In 1870, the 7th Duke of Marlborough began to sell off his family assets. Unentailed real estate and personal property were sold, including the famous Marlborough gems. When the amount raised wasn’t enough to cover his debts, the Duke petitioned Parliament to break the estate’s entail and allow liquidation of the estate. English inheritance law required that estates follow a strict method of passing on property, called an entail. Any change in the law required an act of Parliament. Passage of the Blenheim Settled Estates Act of 1880 enabled the Duke to call an auctioneer and arrange for the liquidation of the estate.
The Marlborough auction began on Saturday June 26 1886, and was conducted by the firm of Christie, Manson and Wood (today’s “Christie’s) at their London sale rooms. The Marlborough sale ran off-and-on for several weeks. Lots offered were furnishings, porcelain, rugs, silver, and household goods; plus art and sculptures by Rubens, Van Dyck, Raphael, Rembrandt, and others. A catalog of the first day’s sale can be seen at https://archive.org/details/catalogueofcolle00marliala
The Duke’s descendants – Sir Winston Churchill and Lady Diana Spencer (Princess Di) could claim kinship to His Lordship, but didn’t inherit any money.
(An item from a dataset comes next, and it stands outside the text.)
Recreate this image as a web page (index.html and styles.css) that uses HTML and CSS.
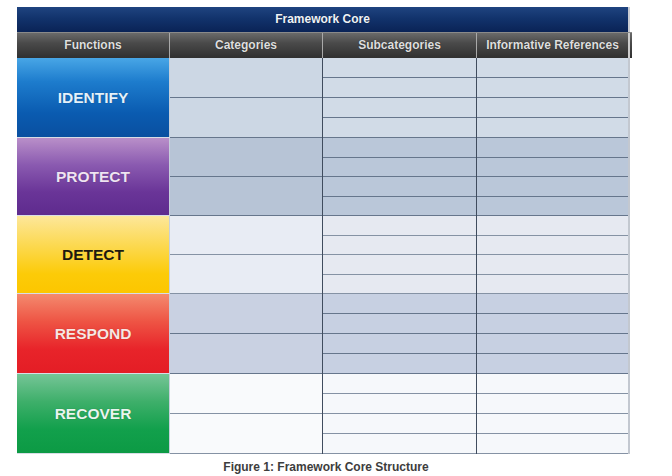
FILE: index.html
```html
<!DOCTYPE html>
<html>
<head>
<meta charset="utf-8">
<link rel="stylesheet" href="styles.css">
</head>
<body>
<div class="figure">
  <div class="core">
    <div class="title">Framework Core</div>
    <div class="head">
      <div class="hcell">Functions</div>
      <div class="hcell">Categories</div>
      <div class="hcell">Subcategories</div>
      <div class="hcell last">Informative References</div>
    </div>
    <div class="block b-identify">
      <div class="fn fn-identify">IDENTIFY</div>
      <div class="col cat"><div></div><div></div></div>
      <div class="col sub"><div></div><div></div><div></div><div></div></div>
      <div class="col ref"><div></div><div></div><div></div><div></div></div>
    </div>
    <div class="block b-protect">
      <div class="fn fn-protect">PROTECT</div>
      <div class="col cat"><div></div><div></div></div>
      <div class="col sub"><div></div><div></div><div></div><div></div></div>
      <div class="col ref"><div></div><div></div><div></div><div></div></div>
    </div>
    <div class="block b-detect">
      <div class="fn fn-detect">DETECT</div>
      <div class="col cat"><div></div><div></div></div>
      <div class="col sub"><div></div><div></div><div></div><div></div></div>
      <div class="col ref"><div></div><div></div><div></div><div></div></div>
    </div>
    <div class="block b-respond">
      <div class="fn fn-respond">RESPOND</div>
      <div class="col cat"><div></div><div></div></div>
      <div class="col sub"><div></div><div></div><div></div><div></div></div>
      <div class="col ref"><div></div><div></div><div></div><div></div></div>
    </div>
    <div class="block b-recover">
      <div class="fn fn-recover">RECOVER</div>
      <div class="col cat"><div></div><div></div></div>
      <div class="col sub"><div></div><div></div><div></div><div></div></div>
      <div class="col ref"><div></div><div></div><div></div><div></div></div>
    </div>
  </div>
  <div class="caption">Figure 1: Framework Core Structure</div>
</div>
</body>
</html>
```

FILE: styles.css
```css
html, body {
  margin: 0;
  padding: 0;
  background: #ffffff;
  font-family: "Liberation Sans", Arial, sans-serif;
}

.figure {
  width: 672px;
  padding-top: 7px;
}

.core {
  margin-left: 17px;
  width: 613px;
  display: flex;
  flex-direction: column;
}

.title {
  height: 25px;
  background: linear-gradient(to bottom, #1f4480 0%, #12336c 45%, #0a2356 100%);
  color: #eef2f8;
  font-weight: bold;
  font-size: 12px;
  line-height: 25px;
  text-align: center;
  text-shadow: 0 0 1px rgba(0, 0, 0, 0.5);
  border-right: 2px solid #c9ccd3;
}

.head {
  display: grid;
  grid-template-columns: 153px 153px 154px 153px;
  height: 26px;
  background: linear-gradient(to bottom, #6a6a6a 0%, #4a4a4a 40%, #303030 100%);
  border-top: 1px solid #8a8a8a;
  box-sizing: border-box;
  margin-right: -2px;
}

.hcell {
  color: #dedede;
  font-weight: bold;
  font-size: 12px;
  line-height: 25px;
  text-align: center;
  border-right: 1px solid #a9a9a9;
  text-shadow: 0 0 1px rgba(0, 0, 0, 0.6);
}

.hcell.last {
  border-right: 2px solid #cdcdcd;
}

.block {
  display: grid;
  grid-template-columns: 153px 153px 154px 153px;
  height: 80px;
}

.b-protect, .b-detect { height: 78px; }

.fn {
  display: flex;
  align-items: center;
  justify-content: center;
  font-weight: bold;
  font-size: 15.5px;
  color: #eef3fb;
  border-bottom: 1px solid #d8dde6;
  border-right: 1px solid #c7d0dc;
  box-sizing: border-box;
  text-shadow: 0 0 1px rgba(0, 0, 0, 0.35);
}

.fn-identify { background: linear-gradient(to bottom, #48a6e6 0%, #1d7ccd 30%, #0a5bb0 70%, #0a4fa0 100%); color: #e4f1fb; }
.fn-protect { background: linear-gradient(to bottom, #b98fc9 0%, #8a5ab0 35%, #6a3598 70%, #5e2b8e 100%); color: #efe4f2; }
.fn-detect { background: linear-gradient(to bottom, #fde79a 0%, #fcd84d 40%, #fccb08 75%, #fcc600 100%); color: #1e1a10; text-shadow: none; }
.fn-respond { background: linear-gradient(to bottom, #f48a6e 0%, #ee5444 35%, #e8242a 70%, #e41d25 100%); color: #f9e6e2; }
.fn-recover { background: linear-gradient(to bottom, #76c597 0%, #3eaf6a 35%, #12a04c 70%, #0c9a44 100%); color: #e9f5ee; }

.col {
  display: flex;
  flex-direction: column;
  border-right: 1px solid #404c5e;
}

.col.ref {
  border-right: 2px solid #c3c8d0;
}

.col > div {
  flex: 1;
  border-bottom: 1px solid #66768c;
}

.b-identify .col { background: #d1dbe7; }
.b-protect .col { background: #bac7d9; }
.b-detect .col { background: #e6e9f1; }
.b-respond .col { background: #c7d0e2; }
.b-recover .col { background: #f6f8fb; }

.b-identify .col.cat { background: #ccd7e4; }
.b-protect .col.cat { background: #b7c4d6; }
.b-detect .col.cat { background: #e8ecf4; }
.b-respond .col.cat { background: #c9d1e2; }
.b-recover .col.cat { background: #f9fafc; }

.b-detect .col > div, .b-recover .col > div {
  border-bottom-color: #8592a4;
}

.caption {
  margin-top: 6px;
  text-align: center;
  font-weight: bold;
  font-size: 12px;
  color: #3d3d3d;
  padding-right: 20px;
}
```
The Marlborough auction was certainly the most important auction of its time, but is it a fair assessment to use it as the start date for the antique trades? In my opinion, it makes as much sense to ascribe June 1886 as the start date for the antique business as it does to ascribe July 4, 1776 as the date of American Independence. Certainly there had been skirmishes with the British before July of 1776 – most notably the battles at Concord, Lexington, and the Boston Tea Party – but in spite of those early skirmishes we lay claim to the date of July 4, 1776 as the start of our independence. Similarly, there was antique buying and selling going on before June 1886. But the Duke of Marlborough’s auction was the watershed event that brought the antiques trade into general awareness. After that date, antiques were no longer the exclusive province of the gentry.